Stored records
BEGIN
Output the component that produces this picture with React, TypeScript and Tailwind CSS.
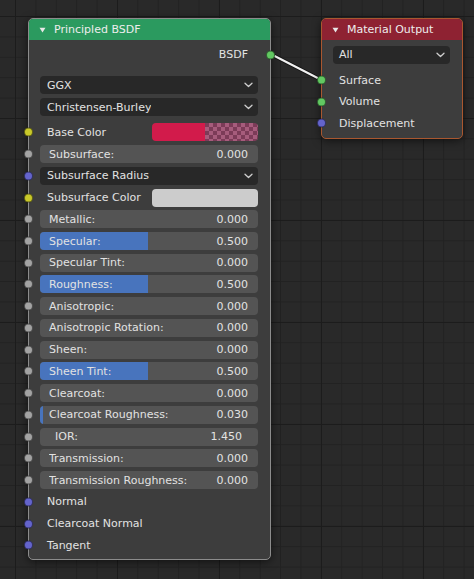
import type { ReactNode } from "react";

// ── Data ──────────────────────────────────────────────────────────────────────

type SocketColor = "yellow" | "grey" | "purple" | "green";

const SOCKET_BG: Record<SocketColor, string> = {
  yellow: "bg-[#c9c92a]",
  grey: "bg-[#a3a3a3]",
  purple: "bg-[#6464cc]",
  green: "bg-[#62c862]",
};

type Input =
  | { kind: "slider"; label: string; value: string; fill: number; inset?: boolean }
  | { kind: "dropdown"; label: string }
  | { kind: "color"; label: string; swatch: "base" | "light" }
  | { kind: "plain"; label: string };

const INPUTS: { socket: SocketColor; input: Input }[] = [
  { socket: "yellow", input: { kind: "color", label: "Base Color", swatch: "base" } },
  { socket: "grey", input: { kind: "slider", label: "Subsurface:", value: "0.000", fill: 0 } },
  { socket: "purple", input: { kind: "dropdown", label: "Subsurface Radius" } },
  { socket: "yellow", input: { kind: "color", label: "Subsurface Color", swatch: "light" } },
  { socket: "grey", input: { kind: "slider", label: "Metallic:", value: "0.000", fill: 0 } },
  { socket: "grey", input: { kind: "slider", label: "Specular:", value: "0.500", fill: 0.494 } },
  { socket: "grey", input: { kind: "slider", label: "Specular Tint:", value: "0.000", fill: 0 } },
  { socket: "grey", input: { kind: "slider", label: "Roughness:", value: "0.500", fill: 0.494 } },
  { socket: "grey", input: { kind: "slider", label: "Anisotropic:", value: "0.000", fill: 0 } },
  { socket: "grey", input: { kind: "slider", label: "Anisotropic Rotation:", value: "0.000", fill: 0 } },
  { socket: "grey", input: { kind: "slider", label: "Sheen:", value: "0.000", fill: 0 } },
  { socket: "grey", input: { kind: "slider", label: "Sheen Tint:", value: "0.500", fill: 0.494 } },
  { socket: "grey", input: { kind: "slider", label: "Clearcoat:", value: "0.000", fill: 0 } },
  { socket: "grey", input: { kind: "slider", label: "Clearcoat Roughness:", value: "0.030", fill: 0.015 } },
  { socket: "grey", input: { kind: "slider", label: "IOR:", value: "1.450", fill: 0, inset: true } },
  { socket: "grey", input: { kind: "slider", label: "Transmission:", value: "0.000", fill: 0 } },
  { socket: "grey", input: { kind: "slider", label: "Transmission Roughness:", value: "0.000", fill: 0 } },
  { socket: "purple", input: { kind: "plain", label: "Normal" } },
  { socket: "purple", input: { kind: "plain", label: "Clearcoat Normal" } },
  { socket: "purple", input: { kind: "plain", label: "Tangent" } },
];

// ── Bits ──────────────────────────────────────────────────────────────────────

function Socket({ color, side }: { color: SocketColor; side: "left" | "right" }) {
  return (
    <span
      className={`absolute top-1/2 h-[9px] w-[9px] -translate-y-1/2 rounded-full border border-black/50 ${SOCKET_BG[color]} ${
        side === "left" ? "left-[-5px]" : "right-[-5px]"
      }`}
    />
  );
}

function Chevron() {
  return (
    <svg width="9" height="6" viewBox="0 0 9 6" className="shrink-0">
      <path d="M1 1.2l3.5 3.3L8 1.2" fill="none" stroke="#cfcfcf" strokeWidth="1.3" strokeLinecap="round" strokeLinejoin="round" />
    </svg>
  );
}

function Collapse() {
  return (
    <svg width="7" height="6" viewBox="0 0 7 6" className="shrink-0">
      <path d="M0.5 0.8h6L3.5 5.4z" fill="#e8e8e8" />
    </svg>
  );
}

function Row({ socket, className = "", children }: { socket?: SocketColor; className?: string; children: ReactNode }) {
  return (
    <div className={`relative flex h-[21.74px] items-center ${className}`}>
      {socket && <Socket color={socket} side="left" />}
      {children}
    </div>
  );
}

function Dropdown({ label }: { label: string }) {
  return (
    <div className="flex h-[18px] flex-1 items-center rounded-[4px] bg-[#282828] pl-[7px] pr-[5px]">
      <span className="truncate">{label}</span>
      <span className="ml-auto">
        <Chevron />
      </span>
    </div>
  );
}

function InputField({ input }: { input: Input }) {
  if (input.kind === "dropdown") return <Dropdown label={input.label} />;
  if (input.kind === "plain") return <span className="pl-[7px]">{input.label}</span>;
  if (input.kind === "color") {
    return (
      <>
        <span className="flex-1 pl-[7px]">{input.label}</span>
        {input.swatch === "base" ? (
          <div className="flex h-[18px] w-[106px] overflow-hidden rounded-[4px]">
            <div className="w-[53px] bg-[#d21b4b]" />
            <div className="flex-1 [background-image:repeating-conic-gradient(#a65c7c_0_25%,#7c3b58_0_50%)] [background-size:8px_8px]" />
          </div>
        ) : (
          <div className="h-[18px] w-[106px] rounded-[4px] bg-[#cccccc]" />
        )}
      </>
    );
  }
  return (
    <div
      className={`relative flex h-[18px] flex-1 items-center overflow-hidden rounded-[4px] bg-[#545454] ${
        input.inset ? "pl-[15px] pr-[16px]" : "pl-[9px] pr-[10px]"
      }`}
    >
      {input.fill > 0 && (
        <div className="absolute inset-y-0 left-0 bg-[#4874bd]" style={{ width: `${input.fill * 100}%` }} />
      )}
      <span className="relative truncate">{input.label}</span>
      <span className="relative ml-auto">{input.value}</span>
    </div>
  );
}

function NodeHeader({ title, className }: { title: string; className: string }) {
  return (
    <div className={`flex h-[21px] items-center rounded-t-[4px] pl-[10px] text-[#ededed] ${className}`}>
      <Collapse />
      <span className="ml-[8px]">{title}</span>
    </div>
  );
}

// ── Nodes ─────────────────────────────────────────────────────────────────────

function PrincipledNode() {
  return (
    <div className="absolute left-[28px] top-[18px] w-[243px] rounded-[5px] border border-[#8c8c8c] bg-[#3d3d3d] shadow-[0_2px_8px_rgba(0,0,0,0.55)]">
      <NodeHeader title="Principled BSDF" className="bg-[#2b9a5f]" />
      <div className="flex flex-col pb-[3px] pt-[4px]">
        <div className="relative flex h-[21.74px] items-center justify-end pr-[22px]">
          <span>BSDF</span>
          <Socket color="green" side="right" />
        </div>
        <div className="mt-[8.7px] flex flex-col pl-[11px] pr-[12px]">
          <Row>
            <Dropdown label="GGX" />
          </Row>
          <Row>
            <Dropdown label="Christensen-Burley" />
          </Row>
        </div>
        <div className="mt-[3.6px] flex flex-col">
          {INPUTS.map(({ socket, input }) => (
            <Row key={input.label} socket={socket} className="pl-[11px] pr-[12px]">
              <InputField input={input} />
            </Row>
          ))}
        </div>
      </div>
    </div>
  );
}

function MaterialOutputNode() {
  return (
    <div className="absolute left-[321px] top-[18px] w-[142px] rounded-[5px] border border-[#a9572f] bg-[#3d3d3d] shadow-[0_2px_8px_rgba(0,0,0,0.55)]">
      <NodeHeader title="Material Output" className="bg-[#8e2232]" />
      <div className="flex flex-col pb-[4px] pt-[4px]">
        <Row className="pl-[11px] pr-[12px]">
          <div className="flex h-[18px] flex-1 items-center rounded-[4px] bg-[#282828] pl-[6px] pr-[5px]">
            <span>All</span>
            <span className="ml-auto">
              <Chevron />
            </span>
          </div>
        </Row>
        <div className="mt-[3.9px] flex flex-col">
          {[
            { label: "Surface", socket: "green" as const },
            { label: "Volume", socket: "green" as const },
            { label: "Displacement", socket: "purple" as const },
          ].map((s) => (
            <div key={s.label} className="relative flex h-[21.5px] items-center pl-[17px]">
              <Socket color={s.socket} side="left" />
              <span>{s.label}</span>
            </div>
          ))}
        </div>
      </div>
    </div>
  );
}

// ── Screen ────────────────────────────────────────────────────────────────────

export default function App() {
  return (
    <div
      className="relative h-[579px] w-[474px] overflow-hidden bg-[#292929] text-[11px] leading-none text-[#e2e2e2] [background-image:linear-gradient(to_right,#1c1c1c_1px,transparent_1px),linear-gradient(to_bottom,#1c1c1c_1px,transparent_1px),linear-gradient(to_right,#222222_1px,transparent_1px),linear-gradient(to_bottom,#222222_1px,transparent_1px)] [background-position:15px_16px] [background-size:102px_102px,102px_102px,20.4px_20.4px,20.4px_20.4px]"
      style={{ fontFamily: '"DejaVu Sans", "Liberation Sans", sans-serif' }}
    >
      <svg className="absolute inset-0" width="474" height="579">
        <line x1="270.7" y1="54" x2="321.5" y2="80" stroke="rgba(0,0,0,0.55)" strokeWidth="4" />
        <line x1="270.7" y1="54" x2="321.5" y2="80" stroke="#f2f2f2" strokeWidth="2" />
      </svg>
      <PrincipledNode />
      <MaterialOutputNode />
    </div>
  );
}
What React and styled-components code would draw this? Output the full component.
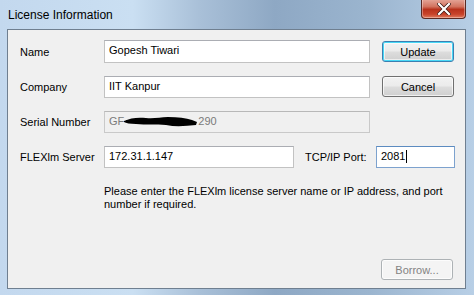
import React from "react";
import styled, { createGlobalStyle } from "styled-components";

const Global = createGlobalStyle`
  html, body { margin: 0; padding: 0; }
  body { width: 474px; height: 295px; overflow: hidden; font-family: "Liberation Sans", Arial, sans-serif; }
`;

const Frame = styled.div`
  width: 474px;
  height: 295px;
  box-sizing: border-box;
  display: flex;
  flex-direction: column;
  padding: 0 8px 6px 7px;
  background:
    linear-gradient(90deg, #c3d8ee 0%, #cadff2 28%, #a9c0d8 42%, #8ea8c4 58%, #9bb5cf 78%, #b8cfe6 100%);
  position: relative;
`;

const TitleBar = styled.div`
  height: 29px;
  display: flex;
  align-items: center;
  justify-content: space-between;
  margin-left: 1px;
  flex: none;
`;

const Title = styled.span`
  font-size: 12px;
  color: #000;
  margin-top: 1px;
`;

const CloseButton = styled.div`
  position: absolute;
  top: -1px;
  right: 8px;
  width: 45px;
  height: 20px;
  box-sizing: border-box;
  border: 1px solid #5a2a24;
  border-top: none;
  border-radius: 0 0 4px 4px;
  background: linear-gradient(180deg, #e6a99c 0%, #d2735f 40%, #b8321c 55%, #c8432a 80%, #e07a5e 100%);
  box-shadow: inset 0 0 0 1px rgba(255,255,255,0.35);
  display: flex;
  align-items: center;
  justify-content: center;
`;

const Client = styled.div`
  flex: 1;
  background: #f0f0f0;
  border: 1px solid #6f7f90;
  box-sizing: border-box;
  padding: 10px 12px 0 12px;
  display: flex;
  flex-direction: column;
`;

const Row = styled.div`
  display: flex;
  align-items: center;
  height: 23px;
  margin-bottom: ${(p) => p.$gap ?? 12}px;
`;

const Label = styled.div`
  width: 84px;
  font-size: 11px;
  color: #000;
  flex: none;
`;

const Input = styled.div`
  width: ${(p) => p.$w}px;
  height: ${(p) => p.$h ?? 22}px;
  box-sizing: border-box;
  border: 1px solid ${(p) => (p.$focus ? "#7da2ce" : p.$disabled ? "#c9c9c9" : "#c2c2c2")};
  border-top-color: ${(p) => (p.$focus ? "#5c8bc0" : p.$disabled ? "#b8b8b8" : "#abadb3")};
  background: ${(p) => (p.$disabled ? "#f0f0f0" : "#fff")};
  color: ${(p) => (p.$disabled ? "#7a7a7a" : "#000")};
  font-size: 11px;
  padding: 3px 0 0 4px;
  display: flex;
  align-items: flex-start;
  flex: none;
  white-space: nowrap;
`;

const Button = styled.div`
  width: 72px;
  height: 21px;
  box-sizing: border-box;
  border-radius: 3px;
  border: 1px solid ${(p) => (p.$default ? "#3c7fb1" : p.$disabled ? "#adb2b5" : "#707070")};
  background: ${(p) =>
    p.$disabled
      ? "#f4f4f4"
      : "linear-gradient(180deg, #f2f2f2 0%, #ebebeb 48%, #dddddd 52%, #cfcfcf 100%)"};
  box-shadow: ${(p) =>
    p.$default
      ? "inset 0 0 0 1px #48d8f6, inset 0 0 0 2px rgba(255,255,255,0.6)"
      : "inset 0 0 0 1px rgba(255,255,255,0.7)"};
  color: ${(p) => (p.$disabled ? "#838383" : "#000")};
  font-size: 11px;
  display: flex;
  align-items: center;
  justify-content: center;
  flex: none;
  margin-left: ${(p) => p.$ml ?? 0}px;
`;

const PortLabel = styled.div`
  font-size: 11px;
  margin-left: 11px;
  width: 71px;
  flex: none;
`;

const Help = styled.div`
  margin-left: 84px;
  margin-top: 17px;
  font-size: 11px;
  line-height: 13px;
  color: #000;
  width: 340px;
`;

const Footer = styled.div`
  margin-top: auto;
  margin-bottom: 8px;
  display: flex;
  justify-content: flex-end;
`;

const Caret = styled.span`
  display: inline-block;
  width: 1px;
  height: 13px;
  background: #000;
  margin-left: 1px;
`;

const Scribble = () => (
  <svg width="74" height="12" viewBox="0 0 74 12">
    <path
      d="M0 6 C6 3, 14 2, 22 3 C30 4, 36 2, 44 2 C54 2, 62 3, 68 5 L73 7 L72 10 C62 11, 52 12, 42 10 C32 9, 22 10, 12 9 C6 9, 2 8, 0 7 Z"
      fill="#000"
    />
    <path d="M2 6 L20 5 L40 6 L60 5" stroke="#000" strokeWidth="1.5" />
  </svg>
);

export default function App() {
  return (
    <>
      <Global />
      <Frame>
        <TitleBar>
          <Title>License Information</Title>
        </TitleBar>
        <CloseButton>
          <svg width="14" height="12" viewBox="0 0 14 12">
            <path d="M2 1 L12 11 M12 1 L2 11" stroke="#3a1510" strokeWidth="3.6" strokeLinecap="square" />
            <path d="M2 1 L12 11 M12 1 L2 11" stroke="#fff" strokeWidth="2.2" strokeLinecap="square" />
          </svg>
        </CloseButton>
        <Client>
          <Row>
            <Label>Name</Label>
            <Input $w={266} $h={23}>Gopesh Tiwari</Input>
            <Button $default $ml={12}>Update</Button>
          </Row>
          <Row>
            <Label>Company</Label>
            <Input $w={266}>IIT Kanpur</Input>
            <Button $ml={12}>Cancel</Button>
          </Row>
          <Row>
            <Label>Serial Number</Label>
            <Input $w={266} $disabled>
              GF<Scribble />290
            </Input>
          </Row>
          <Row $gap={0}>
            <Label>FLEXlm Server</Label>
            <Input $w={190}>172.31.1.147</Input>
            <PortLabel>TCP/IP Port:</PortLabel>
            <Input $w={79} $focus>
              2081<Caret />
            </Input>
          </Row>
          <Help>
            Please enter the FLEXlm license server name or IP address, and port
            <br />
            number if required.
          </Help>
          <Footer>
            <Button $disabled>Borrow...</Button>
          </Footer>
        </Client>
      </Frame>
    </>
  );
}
END
Exercise aim
Collect the lines that hold "components".

Correct answer
What React and styled-components code would draw this? Output the full component.
import styled, { createGlobalStyle } from "styled-components";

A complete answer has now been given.